§ What needs to be done:
Write out each line in which the string "with" is present.

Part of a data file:

──────────────────────────────

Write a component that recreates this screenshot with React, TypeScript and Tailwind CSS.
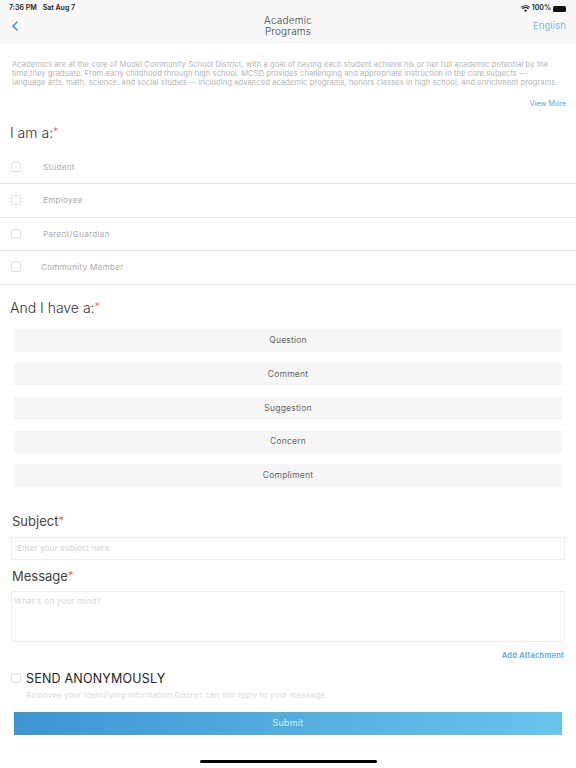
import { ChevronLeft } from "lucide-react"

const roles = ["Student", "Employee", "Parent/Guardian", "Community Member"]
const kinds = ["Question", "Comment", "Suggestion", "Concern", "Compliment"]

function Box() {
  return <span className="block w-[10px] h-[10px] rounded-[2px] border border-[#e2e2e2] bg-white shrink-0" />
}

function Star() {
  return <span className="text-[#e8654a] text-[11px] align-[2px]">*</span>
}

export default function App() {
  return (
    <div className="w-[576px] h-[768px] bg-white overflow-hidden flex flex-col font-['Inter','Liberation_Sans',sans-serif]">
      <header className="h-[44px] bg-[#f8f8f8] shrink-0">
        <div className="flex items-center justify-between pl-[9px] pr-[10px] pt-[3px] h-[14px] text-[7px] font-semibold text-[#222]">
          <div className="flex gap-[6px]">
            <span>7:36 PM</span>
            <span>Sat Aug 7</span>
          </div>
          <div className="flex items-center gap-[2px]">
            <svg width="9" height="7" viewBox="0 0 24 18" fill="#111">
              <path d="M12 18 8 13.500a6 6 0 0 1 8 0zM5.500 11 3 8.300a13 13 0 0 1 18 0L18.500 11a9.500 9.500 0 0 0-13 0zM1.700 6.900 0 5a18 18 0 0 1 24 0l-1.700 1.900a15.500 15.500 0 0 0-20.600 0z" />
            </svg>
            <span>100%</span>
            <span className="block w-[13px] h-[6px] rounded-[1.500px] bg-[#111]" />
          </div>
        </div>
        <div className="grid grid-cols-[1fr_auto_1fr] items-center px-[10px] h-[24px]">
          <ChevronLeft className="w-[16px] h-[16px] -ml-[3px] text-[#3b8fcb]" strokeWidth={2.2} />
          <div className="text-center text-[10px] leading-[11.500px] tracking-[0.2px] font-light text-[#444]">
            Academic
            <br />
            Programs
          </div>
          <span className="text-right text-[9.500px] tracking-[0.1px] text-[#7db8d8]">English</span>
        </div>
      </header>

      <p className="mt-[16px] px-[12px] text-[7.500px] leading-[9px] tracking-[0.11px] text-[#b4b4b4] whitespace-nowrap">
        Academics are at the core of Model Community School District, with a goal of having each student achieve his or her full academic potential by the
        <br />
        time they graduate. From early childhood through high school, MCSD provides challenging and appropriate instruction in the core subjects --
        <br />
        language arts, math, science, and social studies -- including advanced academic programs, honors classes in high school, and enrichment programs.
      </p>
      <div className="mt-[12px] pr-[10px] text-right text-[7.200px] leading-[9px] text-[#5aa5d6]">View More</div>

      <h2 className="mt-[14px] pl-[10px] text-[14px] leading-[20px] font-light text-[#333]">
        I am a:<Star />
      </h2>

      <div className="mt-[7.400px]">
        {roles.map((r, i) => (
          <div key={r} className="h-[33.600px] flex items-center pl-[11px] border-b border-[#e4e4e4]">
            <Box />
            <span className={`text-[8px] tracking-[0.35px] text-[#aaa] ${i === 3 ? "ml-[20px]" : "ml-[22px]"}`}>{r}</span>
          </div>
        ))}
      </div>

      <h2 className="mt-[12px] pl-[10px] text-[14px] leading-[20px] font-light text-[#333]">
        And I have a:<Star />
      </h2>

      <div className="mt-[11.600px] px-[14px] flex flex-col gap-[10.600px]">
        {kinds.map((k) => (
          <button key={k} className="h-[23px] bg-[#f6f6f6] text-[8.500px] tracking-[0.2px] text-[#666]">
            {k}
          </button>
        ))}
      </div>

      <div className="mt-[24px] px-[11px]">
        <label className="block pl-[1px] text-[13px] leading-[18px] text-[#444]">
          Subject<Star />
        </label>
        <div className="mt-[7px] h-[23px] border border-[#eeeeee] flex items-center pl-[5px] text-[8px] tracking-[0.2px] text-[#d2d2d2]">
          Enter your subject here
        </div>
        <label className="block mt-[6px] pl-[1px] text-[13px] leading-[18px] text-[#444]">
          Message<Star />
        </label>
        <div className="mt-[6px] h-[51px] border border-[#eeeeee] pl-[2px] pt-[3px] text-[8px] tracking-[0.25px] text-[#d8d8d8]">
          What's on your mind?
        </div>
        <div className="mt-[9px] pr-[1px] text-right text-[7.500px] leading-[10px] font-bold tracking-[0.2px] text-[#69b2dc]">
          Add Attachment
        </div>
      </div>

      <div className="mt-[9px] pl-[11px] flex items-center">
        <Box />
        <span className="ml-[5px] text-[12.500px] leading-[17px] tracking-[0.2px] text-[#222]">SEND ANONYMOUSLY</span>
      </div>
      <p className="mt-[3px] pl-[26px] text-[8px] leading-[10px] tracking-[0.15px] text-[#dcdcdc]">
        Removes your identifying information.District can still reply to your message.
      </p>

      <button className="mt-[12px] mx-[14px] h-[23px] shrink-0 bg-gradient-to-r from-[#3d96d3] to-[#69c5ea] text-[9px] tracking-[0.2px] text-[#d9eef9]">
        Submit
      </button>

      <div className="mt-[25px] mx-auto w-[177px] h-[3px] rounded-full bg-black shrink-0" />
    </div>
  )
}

──────────────────────────────

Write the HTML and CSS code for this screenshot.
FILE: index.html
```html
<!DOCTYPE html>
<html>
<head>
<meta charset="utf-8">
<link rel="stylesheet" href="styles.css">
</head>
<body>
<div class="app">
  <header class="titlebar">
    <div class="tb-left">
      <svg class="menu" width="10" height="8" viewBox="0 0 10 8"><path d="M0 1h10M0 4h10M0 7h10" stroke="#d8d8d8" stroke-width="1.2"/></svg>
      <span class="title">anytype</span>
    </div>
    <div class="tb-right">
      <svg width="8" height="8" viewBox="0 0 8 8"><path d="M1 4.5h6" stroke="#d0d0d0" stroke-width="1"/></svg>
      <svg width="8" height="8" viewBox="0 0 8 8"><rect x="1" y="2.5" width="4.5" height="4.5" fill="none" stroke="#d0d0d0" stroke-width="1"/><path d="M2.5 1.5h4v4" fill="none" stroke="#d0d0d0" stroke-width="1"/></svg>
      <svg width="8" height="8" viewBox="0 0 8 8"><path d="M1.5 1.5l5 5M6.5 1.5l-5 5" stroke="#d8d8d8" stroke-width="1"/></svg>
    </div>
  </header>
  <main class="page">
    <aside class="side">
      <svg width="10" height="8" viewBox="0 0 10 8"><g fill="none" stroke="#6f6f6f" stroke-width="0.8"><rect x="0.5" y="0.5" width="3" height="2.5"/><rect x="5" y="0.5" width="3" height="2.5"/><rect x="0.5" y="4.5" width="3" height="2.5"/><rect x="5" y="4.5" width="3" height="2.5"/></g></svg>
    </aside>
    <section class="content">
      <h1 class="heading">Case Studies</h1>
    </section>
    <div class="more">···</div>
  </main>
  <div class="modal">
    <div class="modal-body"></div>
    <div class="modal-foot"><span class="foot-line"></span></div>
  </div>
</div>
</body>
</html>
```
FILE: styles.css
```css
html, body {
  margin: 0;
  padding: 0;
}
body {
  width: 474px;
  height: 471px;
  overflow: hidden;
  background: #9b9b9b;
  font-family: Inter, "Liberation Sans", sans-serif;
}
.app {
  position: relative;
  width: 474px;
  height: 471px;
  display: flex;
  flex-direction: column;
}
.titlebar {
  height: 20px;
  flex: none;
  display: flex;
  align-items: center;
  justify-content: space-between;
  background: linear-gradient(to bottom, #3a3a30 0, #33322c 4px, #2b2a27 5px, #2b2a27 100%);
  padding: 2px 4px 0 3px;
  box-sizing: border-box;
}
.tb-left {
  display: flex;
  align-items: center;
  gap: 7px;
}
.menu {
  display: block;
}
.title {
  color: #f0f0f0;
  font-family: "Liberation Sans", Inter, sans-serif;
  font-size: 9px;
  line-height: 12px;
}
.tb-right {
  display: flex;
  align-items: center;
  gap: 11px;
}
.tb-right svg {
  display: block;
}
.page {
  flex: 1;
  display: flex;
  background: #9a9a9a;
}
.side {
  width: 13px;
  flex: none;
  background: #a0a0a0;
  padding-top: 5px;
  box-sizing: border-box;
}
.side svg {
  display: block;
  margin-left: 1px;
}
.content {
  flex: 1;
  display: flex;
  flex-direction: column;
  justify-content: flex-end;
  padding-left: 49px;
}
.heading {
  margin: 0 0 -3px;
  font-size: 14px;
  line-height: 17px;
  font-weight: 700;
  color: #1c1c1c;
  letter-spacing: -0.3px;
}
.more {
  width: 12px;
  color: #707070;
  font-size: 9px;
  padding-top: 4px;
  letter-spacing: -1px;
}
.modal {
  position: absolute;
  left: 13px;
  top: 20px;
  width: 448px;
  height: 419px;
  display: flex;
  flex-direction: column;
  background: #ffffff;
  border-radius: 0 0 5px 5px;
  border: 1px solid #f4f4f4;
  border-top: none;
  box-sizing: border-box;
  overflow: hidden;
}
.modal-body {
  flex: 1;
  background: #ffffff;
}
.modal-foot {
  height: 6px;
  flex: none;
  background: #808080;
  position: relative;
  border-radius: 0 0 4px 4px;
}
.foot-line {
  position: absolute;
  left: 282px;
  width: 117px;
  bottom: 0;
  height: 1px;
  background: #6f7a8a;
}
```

──────────────────────────────

§ Answer for this exercise:
Write a component that recreates this screenshot with React, TypeScript and Tailwind CSS.
        Academics are at the core of Model Community School District, with a goal of having each student achieve his or her full academic potential by the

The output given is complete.